Jede Erinnerung ist unauthentisch, es gibt keine Erinnerung wo wir sicher sein können uns nicht zu täuschen und schon gar nicht bezüglich der Leid-/Glückintensität etc....können wir einen darauf basierenden Lebensrückblich objektiv nennen? Hier scheint doch ein nicht eliminierbares subjektives Moment vorzuherrschen. Weiter: welche Methode wäre gültig: das Urteil am Lebensende (getrübt durch Altersmilde, Altersvergesslichleit, starke momentane Schmerzen welche die ganze Vergangenheit in ein trübes Licht tauchen...oder müsste eine valide Bilanzierung nicht aus je für sich gültige Wochenbilanzen, ja Tagesbilanzen , aus denen dann auf methodisch plausiblem Wege eine Gesamtbilanz zu eruieren wäre, bestehen und wenn diese dem am Lebensende getätigten Bilanzierung widerspräche?). Da stellen sich Fragen über Fragen...die man natürlich nicht einfach übergehen darf.
zu d) Wenn meine kritische Einschätzung zum Resultat kommt: es war überwiegend Leid, mein Gefühl aber sagt: "Mein Leben ist schön"...also sehr plausibel ist das Szenario nicht (und auch hier: wie objektiv ist denn meine kritische Einschätzung wirklich?).
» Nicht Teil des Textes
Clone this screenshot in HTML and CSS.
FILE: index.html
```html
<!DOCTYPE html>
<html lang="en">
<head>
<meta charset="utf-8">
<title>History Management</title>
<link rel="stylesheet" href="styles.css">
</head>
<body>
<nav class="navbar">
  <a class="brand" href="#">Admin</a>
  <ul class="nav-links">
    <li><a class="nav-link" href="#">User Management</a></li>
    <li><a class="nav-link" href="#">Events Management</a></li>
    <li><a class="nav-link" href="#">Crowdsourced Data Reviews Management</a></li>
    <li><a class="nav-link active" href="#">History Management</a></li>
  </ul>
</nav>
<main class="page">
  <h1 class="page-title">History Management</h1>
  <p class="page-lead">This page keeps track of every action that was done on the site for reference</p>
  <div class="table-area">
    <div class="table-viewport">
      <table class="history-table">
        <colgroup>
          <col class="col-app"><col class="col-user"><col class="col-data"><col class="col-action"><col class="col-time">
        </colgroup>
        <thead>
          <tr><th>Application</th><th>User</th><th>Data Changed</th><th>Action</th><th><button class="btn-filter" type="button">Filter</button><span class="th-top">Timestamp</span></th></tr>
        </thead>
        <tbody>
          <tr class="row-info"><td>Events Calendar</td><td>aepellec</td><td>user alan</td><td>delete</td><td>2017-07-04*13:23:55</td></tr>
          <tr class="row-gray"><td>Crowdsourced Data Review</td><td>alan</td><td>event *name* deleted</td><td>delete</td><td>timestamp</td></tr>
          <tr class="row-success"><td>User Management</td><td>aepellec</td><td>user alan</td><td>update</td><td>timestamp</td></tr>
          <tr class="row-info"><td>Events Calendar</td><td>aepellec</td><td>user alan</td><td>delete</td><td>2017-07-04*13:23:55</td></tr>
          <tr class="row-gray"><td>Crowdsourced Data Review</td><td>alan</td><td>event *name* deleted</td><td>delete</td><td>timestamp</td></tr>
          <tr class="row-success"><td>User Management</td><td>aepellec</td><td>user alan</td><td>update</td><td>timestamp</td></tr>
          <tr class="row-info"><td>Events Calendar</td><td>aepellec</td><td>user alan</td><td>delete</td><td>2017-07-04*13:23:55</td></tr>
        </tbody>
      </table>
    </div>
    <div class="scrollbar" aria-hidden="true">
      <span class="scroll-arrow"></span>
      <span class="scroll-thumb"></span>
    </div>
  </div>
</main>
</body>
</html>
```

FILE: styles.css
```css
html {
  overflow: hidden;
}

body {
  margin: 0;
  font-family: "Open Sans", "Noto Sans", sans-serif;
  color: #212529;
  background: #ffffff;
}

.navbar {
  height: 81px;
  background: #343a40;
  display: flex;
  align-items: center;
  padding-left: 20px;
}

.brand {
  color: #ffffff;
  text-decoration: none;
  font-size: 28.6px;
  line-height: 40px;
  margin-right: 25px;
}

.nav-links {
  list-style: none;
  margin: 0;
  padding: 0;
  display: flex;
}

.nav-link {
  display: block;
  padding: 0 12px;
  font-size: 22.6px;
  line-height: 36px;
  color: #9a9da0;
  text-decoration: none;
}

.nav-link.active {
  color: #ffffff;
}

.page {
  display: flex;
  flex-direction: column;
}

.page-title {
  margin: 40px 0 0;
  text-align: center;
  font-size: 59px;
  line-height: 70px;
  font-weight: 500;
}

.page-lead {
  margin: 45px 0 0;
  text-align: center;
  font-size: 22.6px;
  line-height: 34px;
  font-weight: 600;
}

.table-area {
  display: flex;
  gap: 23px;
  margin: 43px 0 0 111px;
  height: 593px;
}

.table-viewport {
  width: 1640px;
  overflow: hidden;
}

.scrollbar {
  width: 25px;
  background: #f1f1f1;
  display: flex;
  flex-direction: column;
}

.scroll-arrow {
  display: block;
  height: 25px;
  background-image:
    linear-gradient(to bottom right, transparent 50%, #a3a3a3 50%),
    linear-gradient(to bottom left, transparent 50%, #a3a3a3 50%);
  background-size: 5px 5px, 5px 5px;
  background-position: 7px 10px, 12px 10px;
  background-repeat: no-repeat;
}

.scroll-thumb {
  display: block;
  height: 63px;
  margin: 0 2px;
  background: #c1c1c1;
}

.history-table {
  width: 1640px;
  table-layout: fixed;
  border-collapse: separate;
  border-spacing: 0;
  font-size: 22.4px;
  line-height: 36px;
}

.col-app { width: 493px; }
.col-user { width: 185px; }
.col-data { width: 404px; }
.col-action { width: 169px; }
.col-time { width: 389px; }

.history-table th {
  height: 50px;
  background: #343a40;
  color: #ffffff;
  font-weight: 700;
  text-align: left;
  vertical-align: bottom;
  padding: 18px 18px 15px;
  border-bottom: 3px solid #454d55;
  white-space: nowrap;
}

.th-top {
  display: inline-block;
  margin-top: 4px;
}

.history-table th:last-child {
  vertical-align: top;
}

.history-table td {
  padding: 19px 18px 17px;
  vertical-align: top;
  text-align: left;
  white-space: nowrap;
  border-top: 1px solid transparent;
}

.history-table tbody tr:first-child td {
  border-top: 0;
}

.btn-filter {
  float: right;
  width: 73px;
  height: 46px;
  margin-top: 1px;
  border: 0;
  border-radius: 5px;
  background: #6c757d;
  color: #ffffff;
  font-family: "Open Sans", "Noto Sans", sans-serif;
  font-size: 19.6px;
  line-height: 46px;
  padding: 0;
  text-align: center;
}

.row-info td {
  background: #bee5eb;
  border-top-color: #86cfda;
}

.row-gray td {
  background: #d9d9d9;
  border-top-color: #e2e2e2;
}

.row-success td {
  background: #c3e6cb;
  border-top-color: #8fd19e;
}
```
Aber entscheidend bleibt doch allemal das Gefühl...das Gefühl ist doch die Instanz welche über Glück/Leid bestimmt und nicht irgendeine kopfgeburtige angeblich objektive Bilanzierung.
Durch eine Gehirnwäsche könnte man Personen gewiss ihr jämmerliches Glück austreiben...denn Glück ist immer eine Frage individueller Sinnhorizonte, Erwartungen, Ideale etc. (gibt es aber objektive Kriterien an denen jedermanns Erleben zu messen wäre?). Ein Erleuchteter würde sagen, dass das allzumenschliche Glück illusionär ist, aber auch ALLES Leid.
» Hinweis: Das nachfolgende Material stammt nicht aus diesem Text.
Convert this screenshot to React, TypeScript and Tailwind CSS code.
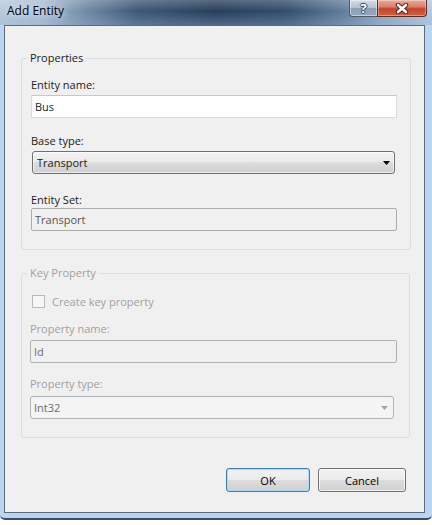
import React from "react";

// small triangle used by the combo boxes
const DropArrow = ({ color }: { color: string }) => (
  <svg width="7" height="4" viewBox="0 0 7 4">
    <polygon points="0,0 7,0 3.5,4" fill={color} />
  </svg>
);

const App = () => {
  return (
    <div className="w-[432px] h-[525px] bg-white [font-family:'Open_Sans',sans-serif] text-[11px] leading-[15px] text-[#1b1b1b]">
      {/* Window frame */}
      <div className="flex flex-col w-[432px] h-[520px] bg-[#b9d5f1] border-b-2 border-[#3f4e5e] rounded-bl-[5px] rounded-br-[5px]">
        {/* Title bar */}
        <div className="flex h-[25px] shrink-0 bg-[linear-gradient(180deg,rgba(255,255,255,0.22)_0%,rgba(255,255,255,0)_45%,rgba(150,180,212,0.35)_100%),linear-gradient(90deg,#b8cadc_0%,#a8bdd2_10%,#7089a5_20%,#3d5775_32%,#283f5c_50%,#324c6b_66%,#5b7795_78%,#8ea6bf_88%,#b4c9de_100%)]">
          <div className="pl-[7px] pt-[3px] text-[12px] leading-[16px] text-black [text-shadow:0_0_6px_rgba(255,255,255,0.9)]">
            Add Entity
          </div>
          <div className="flex ml-auto mr-[5px] h-[17px]">
            <div className="flex items-center justify-center w-[28px] h-[17px] border border-t-0 border-r-0 border-[#4d5b69] rounded-bl-[4px] bg-[linear-gradient(180deg,#d3dde8_0%,#b2c2d3_48%,#8c9fb5_52%,#93a8bf_100%)] shadow-[inset_0_0_0_1px_rgba(255,255,255,0.45)]">
              <span className="text-[13px] leading-[13px] font-bold text-white [text-shadow:1px_0_0_#3b4855,-1px_0_0_#3b4855,0_1px_0_#3b4855,0_-1px_0_#3b4855]">
                ?
              </span>
            </div>
            <div className="flex items-center justify-center w-[50px] h-[17px] border border-t-0 border-[#5a2e25] rounded-br-[4px] bg-[linear-gradient(180deg,#e8ab9c_0%,#d8806a_42%,#c5432a_55%,#d4613f_100%)] shadow-[inset_0_0_0_1px_rgba(255,255,255,0.35)]">
              <svg width="14" height="11" viewBox="0 0 14 11">
                <path d="M3 2 L11 9 M11 2 L3 9" stroke="#4a2019" strokeWidth="4.5" strokeLinecap="round" />
                <path d="M3 2 L11 9 M11 2 L3 9" stroke="#ffffff" strokeWidth="2.6" strokeLinecap="round" />
              </svg>
            </div>
          </div>
        </div>

        {/* Client area */}
        <div className="pl-[4px] pr-[7px]">
          <div className="w-[421px] h-[488px] border border-[#5b6b7c] bg-[#f0f0f0] pt-[25px] pl-[16px]">
            {/* Properties */}
            <fieldset className="w-[390px] border border-[#d5dfe5] rounded-[3px]">
              <legend className="ml-[5px] px-[3px] leading-[14px] text-[#1b1b1b]">Properties</legend>
              <div className="pl-[9px] pt-[12px] pb-[18px]">
                <div>Entity name:</div>
                <div className="mt-[3px] flex items-center w-[366px] h-[23px] bg-white border border-[#d6dce3] border-t-[#c3c9d1] pl-[3px]">
                  Bus
                </div>

                <div className="mt-[15px]">Base type:</div>
                <div className="mt-[3px] ml-[1px] flex items-center justify-between w-[363px] h-[23px] border border-[#707070] rounded-[3px] bg-[linear-gradient(180deg,#f2f2f2_0%,#ebebeb_50%,#dddddd_50%,#cfcfcf_100%)] shadow-[inset_0_0_0_1px_rgba(255,255,255,0.6)] pl-[4px] pr-[4px]">
                  <span>Transport</span>
                  <DropArrow color="#000000" />
                </div>

                <div className="mt-[18px]">Entity Set:</div>
                <div className="mt-[1px] flex items-center w-[366px] h-[23px] border border-[#acacac] rounded-[2px] pl-[3px] text-[#555555]">
                  Transport
                </div>
              </div>
            </fieldset>

            {/* Key Property (disabled) */}
            <fieldset className="mt-[16px] w-[389px] border border-[#d5dfe5] rounded-[3px] text-[#a0a0a0]">
              <legend className="ml-[5px] px-[3px] leading-[14px]">Key Property</legend>
              <div className="pl-[8px] pt-[15px] pb-[18px]">
                <div className="flex items-center h-[13px] ml-[2px]">
                  <div className="w-[13px] h-[13px] border border-[#b8b8b8] bg-[#f7f7f7]" />
                  <span className="ml-[7px]">Create key property</span>
                </div>

                <div className="mt-[13px]">Property name:</div>
                <div className="mt-[4px] flex items-center w-[367px] h-[23px] border border-[#b0b3b6] rounded-[2px] pl-[3px] text-[#6d6d6d]">
                  Id
                </div>

                <div className="mt-[13px]">Property type:</div>
                <div className="mt-[5px] flex items-center justify-between w-[364px] h-[23px] border border-[#b0b3b6] rounded-[3px] bg-[#f4f4f4] pl-[3px] pr-[5px] text-[#6d6d6d]">
                  <span>Int32</span>
                  <DropArrow color="#a3a3a3" />
                </div>
              </div>
            </fieldset>

            {/* Buttons */}
            <div className="flex justify-end gap-[8px] mt-[30px] mr-[18px]">
              <button className="w-[84px] h-[24px] border border-[#3c7fb1] rounded-[3px] bg-[linear-gradient(180deg,#f2f2f2_0%,#ebebeb_50%,#dddddd_50%,#cfcfcf_100%)] shadow-[inset_0_0_0_1px_#a8dcf7] text-black text-[11px]">
                OK
              </button>
              <button className="w-[88px] h-[24px] border border-[#707070] rounded-[3px] bg-[linear-gradient(180deg,#f2f2f2_0%,#ebebeb_50%,#dddddd_50%,#cfcfcf_100%)] shadow-[inset_0_0_0_1px_rgba(255,255,255,0.7)] text-black text-[11px]">
                Cancel
              </button>
            </div>
          </div>
        </div>
      </div>
    </div>
  );
};

export default App;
zu e) Hier wechselst du offenbar von der Beurteilung des je eigenen Lebens zur Beurteilung des Lebens als solchem ohne dies klar zu trennen. Darüber habe ich genug gesagt, aus meiner Sicht ist eine Gesamtbilanzierung allen Leides/Glückes ein Denkfehler (nur ein Supersubjekt hätte diesen Zugang und würde eine solche Bilanzierung verständlich machen). Es gibt nur individuelles Leben welches nicht addierbar ist. Und wenn man jeden Menschen nach der Einschätzung seiner Leid-/Glückbilanz fragen würde: wie wollte man damit verfahren? Welche Schlüsse liessen sich legitimerweise daraus folgern?
Aus meiner Sicht übergehst du etliche Fragen die das Resultat entscheidend mitbestimmen (nur schon wie der je einzelne Mensch sein Leben bewerten soll/darf/muss, scheint mir letztlich unentscheidbar und praktisch meist undurchführbar...und definitiv immer jenseits der von dir geforderten Objektivität). Zudem gibt es für mich einige Argumente deren Status für mich schlicht offen bleibt.
Mir scheint eine abschliessende negative Antwort dient auch einer paradoxen negativen Sinngebung/Selbstvergewisserung...aber alles in allem bleibt sie empirisch unhaltbar, zumindest solange obige Fragen nicht OBJEKTIV geklärt sind (und etliche Fragen/Probleme mehr würden sich wohl zeigen bei einer vertiefter Auseinandersetzung). Zudem erachte ich den Lösungsansatz ? Art (dem du folgst) als schlicht falsch (was nicht ausschliesst, dass es andere Argumentationen gibt die seine Position stützen könnten).